# What Do Compressed Deep Neural Networks Forget?

Pruning can be a clever way to reduce a model's resource greediness. But what gets forgotten when you do? . Made by Saurav Maheshkar using Weights & Biases
Saurav Maheshkar

### What is Neural Network Compression ?

Current state-of-the-art models are famously huge and over-parameterized––in fact, they contain way more parameters than the number of data points in the dataset. But in many ways, over-parameterization is behind the success of modern-day deep learning. Think about something like Switch Transformer having a trillion parameters or Vision Transformer-Huge having 632M parameters. These models require enormous amounts of computation and memory and that not only increases the infrastructure costs, but also makes deployment to resource-constrained environments such as mobile phones or smart devices challenging.
With this push towards bigger and deeper models comes the competing need for fast deployment and efficiency. One tactic that solves some of this give-and-take is compression. Practitioners have started focusing on neural network compression methods like pruning and quantization and have proved that training a larger model followed by pruning beats training a smaller model from scratch.
Gale et al., 2019 beautifully demonstrated that unstructured, sparse architectures learned through pruning cannot be trained from scratch to the same test set performance as a model trained with pruning as part of the optimization process.
Several techniques for building efficient AI have been proposed over the past few years such as:
1. Automated Design (Auto-ML)
2. Knowledge Distillation
3. Quantisation
4. Tensor Decomposition
5. Pruning
We're going to dig into pruning in this report, paying special attention to a recent paper called What Do Compressed Deep Neural Networks Forget? by Sara Hooker, Aaron Courville, Gregory Clark, Yann Dauphin and Andrea Frome. Let's first start with a definition:

## ✂️ What is Neural Network Pruning?

One popular approach for reducing the resource requirements at test time is Neural Network Pruning. This means systematically removing parameters (neurons, connections, etc.) from an existing network to try to reduce down its size.
Pruning has been used as a model compression technique for quite a while now. Before the turn of the millennium, Quinlan; (1986) and Mingers (1989) explored pruning methodologies for decision trees while Sietsma, Dow (1988), Karnin (1990), and Le Cun et al. (1989) provided the some of the first techniques for pruning model weights using techniques like second-order approximation of the loss surface.
Researchers have come up with many different ways of identifying and removing superfluous portions of a neural network model resulting in the development of various pruning algorithms.
These methodologies can be executed before, during, and after training and often differ across numerous dimensions.

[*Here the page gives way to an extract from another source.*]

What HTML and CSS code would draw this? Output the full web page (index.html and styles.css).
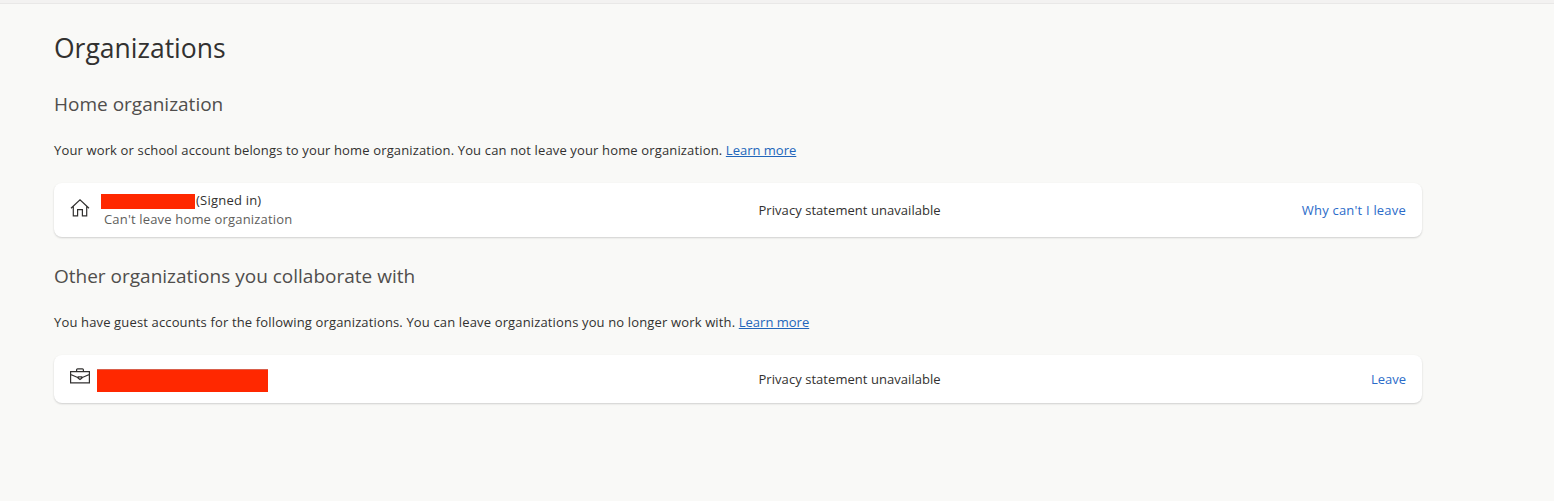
FILE: index.html
```html
<!DOCTYPE html>
<html lang="en">
<head>
    <meta charset="utf-8">
    <title>Organizations</title>
    <link rel="stylesheet" href="styles.css">
</head>
<body>
    <div class="topbar"></div>
    <main class="page">
        <h1 class="title">Organizations</h1>

        <!-- home organization -->
        <section class="section">
            <h2 class="subtitle">Home organization</h2>
            <p class="desc">Your work or school account belongs to your home organization. You can not leave your home organization. <a class="more" href="#">Learn more</a></p>
            <div class="card card-home">
                <div class="org">
                    <svg class="icon-home" width="20" height="18" viewBox="0 0 20 18" fill="none" stroke="#323130" stroke-width="1.2">
                        <path d="M1 9.2 10 .9l9 8.3M3.3 7.3v9.6h4.3v-6.3h4.8v6.3h4.3V7.3"/>
                    </svg>
                    <div class="org-text">
                        <div class="org-name"><span class="redacted"></span><span class="signed">(Signed in)</span></div>
                        <div class="note">Can't leave home organization</div>
                    </div>
                </div>
                <div class="privacy">Privacy statement unavailable</div>
                <a class="action action-why" href="#">Why can't I leave</a>
            </div>
        </section>

        <!-- guest organizations -->
        <section class="section section-guest">
            <h2 class="subtitle">Other organizations you collaborate with</h2>
            <p class="desc">You have guest accounts for the following organizations. You can leave organizations you no longer work with. <a class="more" href="#">Learn more</a></p>
            <div class="card card-guest">
                <div class="org">
                    <svg class="icon-case" width="20" height="16" viewBox="0 0 20 16" fill="none" stroke="#323130" stroke-width="1.2">
                        <path d="M.6 3.6h18.8v11.3H.6zM6.6 3.5V1.8q0-1 1-1h4.8q1 0 1 1v1.7M.7 6.5l7.6 3.3M19.3 6.5l-7.6 3.3"/>
                        <path d="M8.2 8.8h3.6v1.3L10 11.4l-1.8-1.3z"/>
                    </svg>
                    <span class="redacted redacted-big"></span>
                </div>
                <div class="privacy">Privacy statement unavailable</div>
                <a class="action" href="#">Leave</a>
            </div>
        </section>
    </main>
</body>
</html>
```
FILE: styles.css
```css
* {
    box-sizing: border-box;
    margin: 0;
    padding: 0;
}

body {
    background: #f9f9f7;
    color: #323130;
    font-family: "Segoe UI", "Open Sans", "Noto Sans", sans-serif;
    font-size: 13px;
    line-height: 20px;
}

.topbar {
    height: 4px;
    background: #f3f2f1;
    border-bottom: 1px solid #e9e8e7;
}

.page {
    width: 1422px;
    padding: 26px 0 40px 54px;
}

.title {
    height: 36px;
    font-size: 26.5px;
    font-weight: 400;
    line-height: 37px;
}

.section {
    padding-top: 24px;
}

.section-guest {
    padding-top: 25px;
}

.subtitle {
    height: 28px;
    color: #504e4c;
    font-size: 19px;
    font-weight: 400;
    line-height: 28px;
}

.desc {
    padding-top: 22px;
    height: 42px;
    letter-spacing: .145px;
}

.more {
    color: #2266bb;
    letter-spacing: 0;
    text-decoration: underline;
}

.card {
    display: grid;
    grid-template-columns: 688px 1fr auto;
    align-items: center;
    margin-top: 23px;
    padding: 0 16px;
    background: #fff;
    border-radius: 8px;
    box-shadow: 0 1px 2px rgba(0, 0, 0, .17);
}

.card-home {
    height: 54px;
}

.card-guest {
    height: 48px;
}

.org {
    display: flex;
    align-items: flex-start;
    height: 100%;
}

.icon-home {
    margin-top: 16px;
}

.icon-case {
    margin-top: 13px;
}

.org-text {
    padding: 9px 0 0 11px;
}

.org-name {
    display: flex;
    align-items: flex-start;
    height: 18px;
}

.redacted {
    width: 94px;
    height: 15px;
    margin-top: 2px;
    background: #ff2800;
}

.redacted-big {
    width: 171px;
    height: 23px;
    margin: 14px 0 0 7px;
    border-top: 1px solid #d9604c;
}

.signed {
    margin-left: 1px;
    letter-spacing: .22px;
    line-height: 17px;
}

.note {
    padding-left: 3px;
    color: #605e5c;
    letter-spacing: .17px;
    line-height: 19px;
}

.privacy {
    padding-left: .5px;
    letter-spacing: .05px;
}

.action {
    color: #2b6bc9;
    text-decoration: none;
}

.action-why {
    letter-spacing: .2px;
}
```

### Some of the pruning methods are:

• Methods based on weight magnitude (Zhu and Gupta; 2017), activations, gradients, etc.
• Layer-wise vs global & Unstructured vs Structured
• Rule-based & Bayesian (Neklyudov et al.; 2017)
• One-shot vs Iterative Pruning (Han et al.; 2015)
• Techniques like: Finetuning, Reinitialization and Rewinding.
However, as (Blalock et al.; 2020) and (Hooker et al.; 2020) have pointed out, the community suffers from a lack of standardized benchmarks and metrics; and moreover metrics like test set accuracy conceal significant differences in how different classes and images are impacted by model compression techniques. This deficiency is substantial enough that it is hard to compare pruning techniques to one another or determine how much progress the field has made. Let's look at some of the questions Hooker et al. raised in their paper.

## 📚 Questions Raised By The Paper

• How can networks with radically different representations and number of parameters have comparable top-level metrics ? One possibility is that test-set accuracy is simply not a precise enough measure to capture how compression impacts the generalization properties of the model.
• Are certain types of examples or classes disproportionately impacted by model compression techniques like pruning and quantization?
• What makes performance on certain subsets of the dataset far more sensitive to varying model capacity?
• How does compression impact model sensitivity to certain types of distributional shifts such as image corruptions and natural adversarial examples ?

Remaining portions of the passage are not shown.